By default, the pipeline also outputs hundreds of lines of text - we will suppress the printing of this text and instead save it to a text file.

3.1. Running `CalCOS`: From a python environment¶

Now, we can run the pipeline program:

Note that generally, CalCOS should be run on an association (_asn) file (in this case: ./data/lcxv13040_asn.fits). You may run CalCOS directly on _rawtag or _corrtag exposure files, but this will not produce an _x1dsum file and can result in errors for data taken at certain lifetime positions. No matter what type of files you run CalCOS on, you should only specify the FUVA segment's file, i.e. the _rawtag_a file. If a rawtag_b file is in the same directory, CalCOS will find both segments' files.

In this example, we also specify that verbosity = 2, resulting in a very verbose output, and we specify a directory to put all the output files in: output/calcos_processed_1. To avoid polluting this Notebook with more than a thousand lines of the output, we again capture the output of the next cell and save it to output/output_calcos_1.txt in the cell below.

%%capture cap --no-stderr 
# Above ^ again, capture the output and save it in the next cell

calcos.calcos(str(datadir/asn_name), # 1st param specifies which asn file to run the pipeline on
              verbosity=2, # verbosity param: [0 = don't print much at all to the console or text file, 1 = print some, 2 = print everything]
              outdir=str(outputdir/"calcos_processed_1")) # save all resulting files in this subdirectory in our output directory

/Users/nkerman/miniconda3/envs/fs2/lib/python3.9/site-packages/calcos/fpavg.py:1203: RuntimeWarning: invalid value encountered in true_divide
  conversion = data.field("flux") / data.field("net")

# This file now contains the output of the last cell
with open(str(outputdir/'output_calcos_1.txt'), 'w') as f:
    f.write(cap.stdout)

Again, we'll print the beginning and end of that file just to take a look and make sure CalCOS ran successfully.
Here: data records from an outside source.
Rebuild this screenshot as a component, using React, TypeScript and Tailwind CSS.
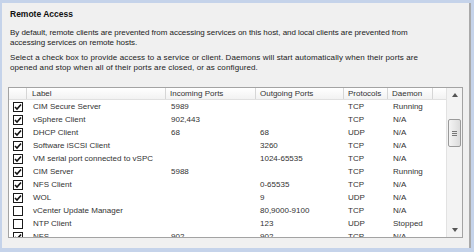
const rows = [
  { label: "CIM Secure Server", incoming: "5989", outgoing: "", proto: "TCP", daemon: "Running", on: true },
  { label: "vSphere Client", incoming: "902,443", outgoing: "", proto: "TCP", daemon: "N/A", on: true },
  { label: "DHCP Client", incoming: "68", outgoing: "68", proto: "UDP", daemon: "N/A", on: true },
  { label: "Software iSCSI Client", incoming: "", outgoing: "3260", proto: "TCP", daemon: "N/A", on: true },
  { label: "VM serial port connected to vSPC", incoming: "", outgoing: "1024-65535", proto: "TCP", daemon: "N/A", on: true },
  { label: "CIM Server", incoming: "5988", outgoing: "", proto: "TCP", daemon: "Running", on: true },
  { label: "NFS Client", incoming: "", outgoing: "0-65535", proto: "TCP", daemon: "N/A", on: true },
  { label: "WOL", incoming: "", outgoing: "9", proto: "UDP", daemon: "N/A", on: true },
  { label: "vCenter Update Manager", incoming: "", outgoing: "80,9000-9100", proto: "TCP", daemon: "N/A", on: false },
  { label: "NTP Client", incoming: "", outgoing: "123", proto: "UDP", daemon: "Stopped", on: false },
  { label: "NFS", incoming: "902", outgoing: "902", proto: "TCP", daemon: "N/A", on: true },
];

function Check({ on }: { on: boolean }) {
  return (
    <span className="grid h-[10px] w-[10px] place-items-center border border-[#1a1a1a] bg-white">
      {on && (
        <svg width="8" height="8" viewBox="0 0 8 8">
          <path d="M1 4 L3 6 L7 1.5" fill="none" stroke="#111" strokeWidth="1.6" />
        </svg>
      )}
    </span>
  );
}

function ScrollBar() {
  return (
    <div className="flex w-[16px] flex-col border-l border-[#e2e2e2] bg-[#f3f3f3]">
      <div className="grid h-[14px] place-items-center">
        <svg width="6" height="4" viewBox="0 0 6 4">
          <path d="M0 4 L3 0 L6 4 Z" fill="#555" />
        </svg>
      </div>
      <div className="h-[17px]" />
      <div className="mx-[1px] grid h-[28px] place-items-center rounded-[2px] border border-[#9a9a9a] bg-gradient-to-r from-[#f4f4f4] to-[#dcdcdc]">
        <div className="flex flex-col gap-[1px]">
          <span className="h-px w-[5px] bg-[#777]" />
          <span className="h-px w-[5px] bg-[#777]" />
          <span className="h-px w-[5px] bg-[#777]" />
        </div>
      </div>
      <div className="flex-1" />
      <div className="grid h-[14px] place-items-center">
        <svg width="6" height="4" viewBox="0 0 6 4">
          <path d="M0 0 L3 4 L6 0 Z" fill="#555" />
        </svg>
      </div>
    </div>
  );
}

export default function App() {
  return (
    <div
      className="h-[252px] w-[474px] overflow-hidden bg-[#c5d3ea] pb-[4px] pl-[2px] pr-[3px] pt-[3px] text-[#222]"
      style={{ fontFamily: '"Liberation Sans", Arial, sans-serif' }}
    >
      <div className="flex h-full flex-col border-r-2 border-[#a9a9a9] bg-[#f0f0f0]">
        <div className="px-[8px] pt-[6px]">
          <h1 className="text-[8.5px] font-bold leading-[11px] text-[#111]">Remote Access</h1>
          <p className="mt-[8px] whitespace-nowrap text-[8px] leading-[10px] tracking-[-0.05px]">
            By default, remote clients are prevented from accessing services on this host, and local clients are prevented from
            <br />
            accessing services on remote hosts.
          </p>
          <p className="mt-[5px] whitespace-nowrap text-[8px] leading-[10px] tracking-[0.1px]">
            Select a check box to provide access to a service or client. Daemons will start automatically when their ports are
            <br />
            opened and stop when all of their ports are closed, or as configured.
          </p>
        </div>
        <div className="mx-[6px] mt-[14px] flex h-[151px] border border-[#a3a3a3] bg-white text-[8px] text-[#333]">
          <div className="flex-1 overflow-hidden">
            <div className="flex h-[12px] items-center border-b border-[#e0e0e0] bg-gradient-to-b from-white to-[#f2f2f2] leading-[12px]">
              <div className="h-full w-[18px] border-r border-[#d6d6d6]" />
              <div className="h-full w-[139px] border-r border-[#d6d6d6] pl-[5px]">Label</div>
              <div className="h-full w-[90px] border-r border-[#d6d6d6] pl-[4px]">Incoming Ports</div>
              <div className="h-full w-[88px] border-r border-[#d6d6d6] pl-[4px]">Outgoing Ports</div>
              <div className="h-full w-[44px] border-r border-[#d6d6d6] pl-[4px]">Protocols</div>
              <div className="h-full w-[45px] border-r border-[#d6d6d6] pl-[4px]">Daemon</div>
            </div>
            {rows.map((r) => (
              <div key={r.label} className="flex h-[13px] items-center">
                <div className="flex w-[18px] justify-center">
                  <Check on={r.on} />
                </div>
                <div className="w-[139px] pl-[6px]">{r.label}</div>
                <div className="w-[90px] pl-[5px]">{r.incoming}</div>
                <div className="w-[88px] pl-[4px]">{r.outgoing}</div>
                <div className="w-[44px] pl-[4px]">{r.proto}</div>
                <div className="w-[45px] pl-[5px]">{r.daemon}</div>
              </div>
            ))}
          </div>
          <ScrollBar />
        </div>
      </div>
    </div>
  );
}
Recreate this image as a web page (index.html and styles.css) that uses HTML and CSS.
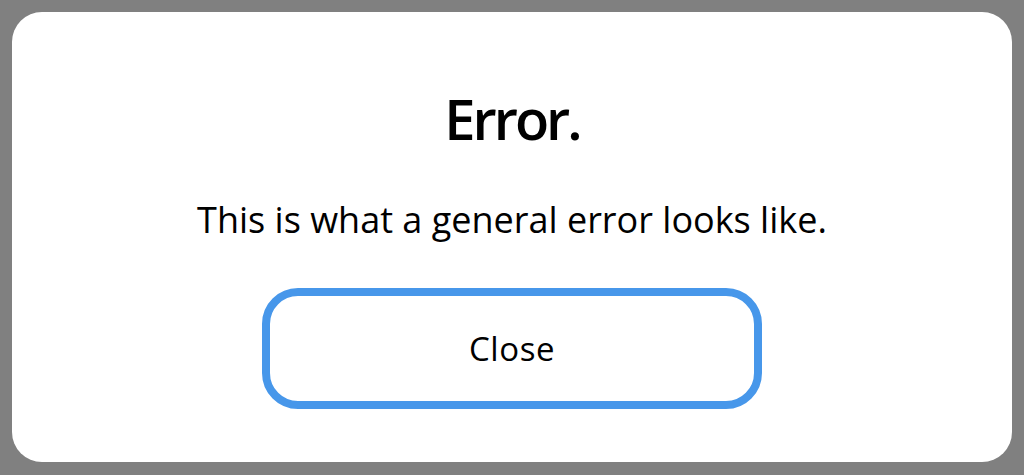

calcos_output_dict = {}  # pair each line with its line number, start at 0
with open(str(outputdir/'output_calcos_1.txt'), 'r') as cell_outputs:  # open the file
    for linenum, line in enumerate(cell_outputs):  # loop through lines
        calcos_output_dict[linenum] = line[:-1]  # save each line to dict
# Get the length of the dictionary - how many lines of output
total_lines = len(calcos_output_dict)

print(
    f"Printing the first and last 5 lines of {total_lines} lines output by the previous cell:\n")
for i in np.append(range(5), np.subtract(total_lines - 1, range(5)[::-1])):
    print(f"Line {i}:   \t", calcos_output_dict[i])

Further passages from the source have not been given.